:: Prompt ::
Extract each line holding the word "Tailwind" from the entries.

Records with interface code
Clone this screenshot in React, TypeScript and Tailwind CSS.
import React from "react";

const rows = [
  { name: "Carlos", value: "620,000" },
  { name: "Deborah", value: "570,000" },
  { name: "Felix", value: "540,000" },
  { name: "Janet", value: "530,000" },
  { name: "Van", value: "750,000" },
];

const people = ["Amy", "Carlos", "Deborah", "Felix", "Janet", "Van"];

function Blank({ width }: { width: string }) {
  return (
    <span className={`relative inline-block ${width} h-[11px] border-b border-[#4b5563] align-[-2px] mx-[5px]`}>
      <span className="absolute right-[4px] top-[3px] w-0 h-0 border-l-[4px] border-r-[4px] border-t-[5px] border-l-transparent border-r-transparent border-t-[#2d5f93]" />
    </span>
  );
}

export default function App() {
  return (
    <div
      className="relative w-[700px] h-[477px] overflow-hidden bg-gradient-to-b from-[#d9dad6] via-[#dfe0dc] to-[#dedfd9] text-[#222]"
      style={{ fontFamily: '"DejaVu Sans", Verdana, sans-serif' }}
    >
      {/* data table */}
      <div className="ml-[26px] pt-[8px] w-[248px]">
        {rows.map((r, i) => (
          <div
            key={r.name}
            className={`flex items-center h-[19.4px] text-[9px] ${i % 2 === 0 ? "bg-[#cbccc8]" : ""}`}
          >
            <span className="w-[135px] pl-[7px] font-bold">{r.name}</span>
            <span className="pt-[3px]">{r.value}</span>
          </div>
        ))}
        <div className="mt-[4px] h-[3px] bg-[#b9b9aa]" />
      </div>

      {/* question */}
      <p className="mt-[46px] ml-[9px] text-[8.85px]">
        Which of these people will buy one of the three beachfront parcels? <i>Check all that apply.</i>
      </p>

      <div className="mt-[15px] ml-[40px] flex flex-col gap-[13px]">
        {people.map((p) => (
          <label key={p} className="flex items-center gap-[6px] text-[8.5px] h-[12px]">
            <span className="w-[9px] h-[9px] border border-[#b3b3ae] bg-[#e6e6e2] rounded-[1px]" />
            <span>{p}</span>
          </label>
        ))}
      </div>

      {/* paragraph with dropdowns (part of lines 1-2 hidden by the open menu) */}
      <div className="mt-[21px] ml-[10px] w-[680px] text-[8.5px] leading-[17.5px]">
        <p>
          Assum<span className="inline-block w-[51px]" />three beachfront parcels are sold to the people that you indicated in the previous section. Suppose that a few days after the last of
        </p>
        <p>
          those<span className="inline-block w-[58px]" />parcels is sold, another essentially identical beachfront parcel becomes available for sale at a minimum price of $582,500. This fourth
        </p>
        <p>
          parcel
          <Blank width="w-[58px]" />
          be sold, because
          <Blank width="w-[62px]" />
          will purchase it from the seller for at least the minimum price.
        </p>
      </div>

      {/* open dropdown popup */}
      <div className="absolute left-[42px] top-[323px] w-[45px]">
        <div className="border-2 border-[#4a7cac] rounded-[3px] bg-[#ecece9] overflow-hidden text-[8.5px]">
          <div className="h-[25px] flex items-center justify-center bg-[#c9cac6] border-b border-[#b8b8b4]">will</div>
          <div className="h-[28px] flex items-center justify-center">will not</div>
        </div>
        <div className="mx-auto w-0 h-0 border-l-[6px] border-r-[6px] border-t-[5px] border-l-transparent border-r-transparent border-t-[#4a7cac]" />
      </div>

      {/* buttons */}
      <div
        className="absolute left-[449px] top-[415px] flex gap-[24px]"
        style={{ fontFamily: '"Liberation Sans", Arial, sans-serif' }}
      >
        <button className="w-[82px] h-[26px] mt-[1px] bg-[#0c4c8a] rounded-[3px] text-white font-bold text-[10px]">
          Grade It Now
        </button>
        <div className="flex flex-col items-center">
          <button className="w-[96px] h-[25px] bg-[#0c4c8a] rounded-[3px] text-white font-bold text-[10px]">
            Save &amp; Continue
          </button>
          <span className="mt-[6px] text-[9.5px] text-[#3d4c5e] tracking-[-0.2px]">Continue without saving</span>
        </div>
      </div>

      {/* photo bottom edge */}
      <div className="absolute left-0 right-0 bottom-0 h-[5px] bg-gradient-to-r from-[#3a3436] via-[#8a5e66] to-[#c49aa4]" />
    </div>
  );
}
...
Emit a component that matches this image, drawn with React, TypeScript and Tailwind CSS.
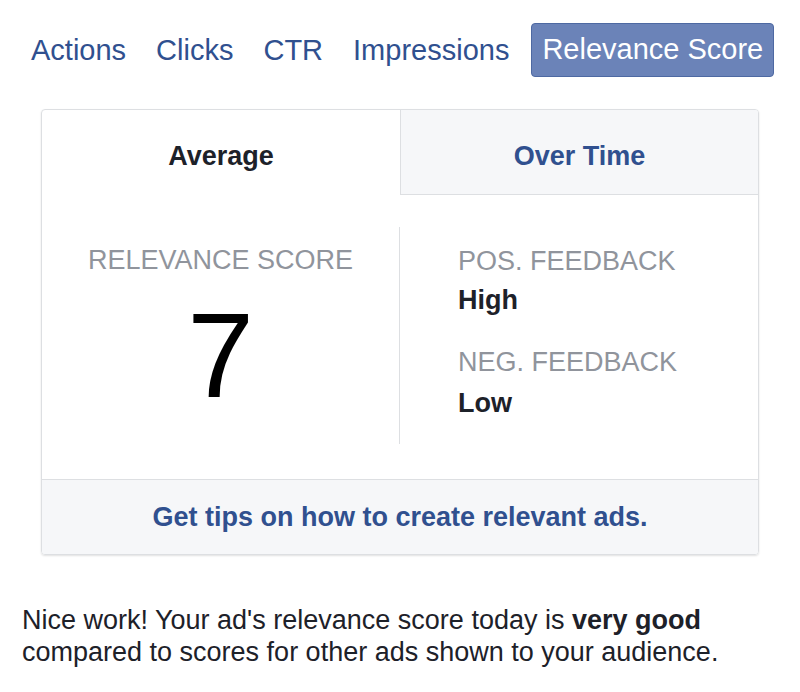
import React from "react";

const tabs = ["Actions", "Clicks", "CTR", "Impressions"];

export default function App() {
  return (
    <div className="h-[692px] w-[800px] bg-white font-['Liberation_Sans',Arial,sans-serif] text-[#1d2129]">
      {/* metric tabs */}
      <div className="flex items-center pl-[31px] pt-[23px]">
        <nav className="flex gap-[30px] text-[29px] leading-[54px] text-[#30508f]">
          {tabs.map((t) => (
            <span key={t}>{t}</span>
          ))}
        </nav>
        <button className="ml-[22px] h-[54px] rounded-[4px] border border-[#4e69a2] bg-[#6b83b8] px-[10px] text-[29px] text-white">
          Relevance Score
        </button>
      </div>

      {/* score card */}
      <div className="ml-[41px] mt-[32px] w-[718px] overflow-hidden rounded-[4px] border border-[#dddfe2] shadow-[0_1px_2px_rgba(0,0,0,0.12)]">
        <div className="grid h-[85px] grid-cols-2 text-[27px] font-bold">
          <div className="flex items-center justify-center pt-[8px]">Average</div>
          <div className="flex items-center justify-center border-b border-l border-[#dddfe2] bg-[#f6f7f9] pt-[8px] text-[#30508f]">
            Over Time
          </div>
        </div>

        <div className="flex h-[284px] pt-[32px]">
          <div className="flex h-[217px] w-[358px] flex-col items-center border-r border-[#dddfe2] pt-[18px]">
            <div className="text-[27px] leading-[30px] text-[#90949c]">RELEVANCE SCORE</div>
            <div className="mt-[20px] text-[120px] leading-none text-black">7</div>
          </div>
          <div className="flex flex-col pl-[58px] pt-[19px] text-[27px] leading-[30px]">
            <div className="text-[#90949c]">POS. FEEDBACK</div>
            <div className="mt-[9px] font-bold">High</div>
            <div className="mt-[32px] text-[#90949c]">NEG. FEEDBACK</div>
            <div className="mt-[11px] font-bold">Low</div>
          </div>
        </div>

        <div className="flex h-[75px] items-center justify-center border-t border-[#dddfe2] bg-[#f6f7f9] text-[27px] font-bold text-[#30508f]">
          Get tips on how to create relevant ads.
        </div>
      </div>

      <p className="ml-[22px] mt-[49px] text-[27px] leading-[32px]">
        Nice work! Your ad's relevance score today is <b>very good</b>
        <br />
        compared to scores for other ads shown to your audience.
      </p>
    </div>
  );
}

:: Problem solution ::
Clone this screenshot in React, TypeScript and Tailwind CSS.
Emit a component that matches this image, drawn with React, TypeScript and Tailwind CSS.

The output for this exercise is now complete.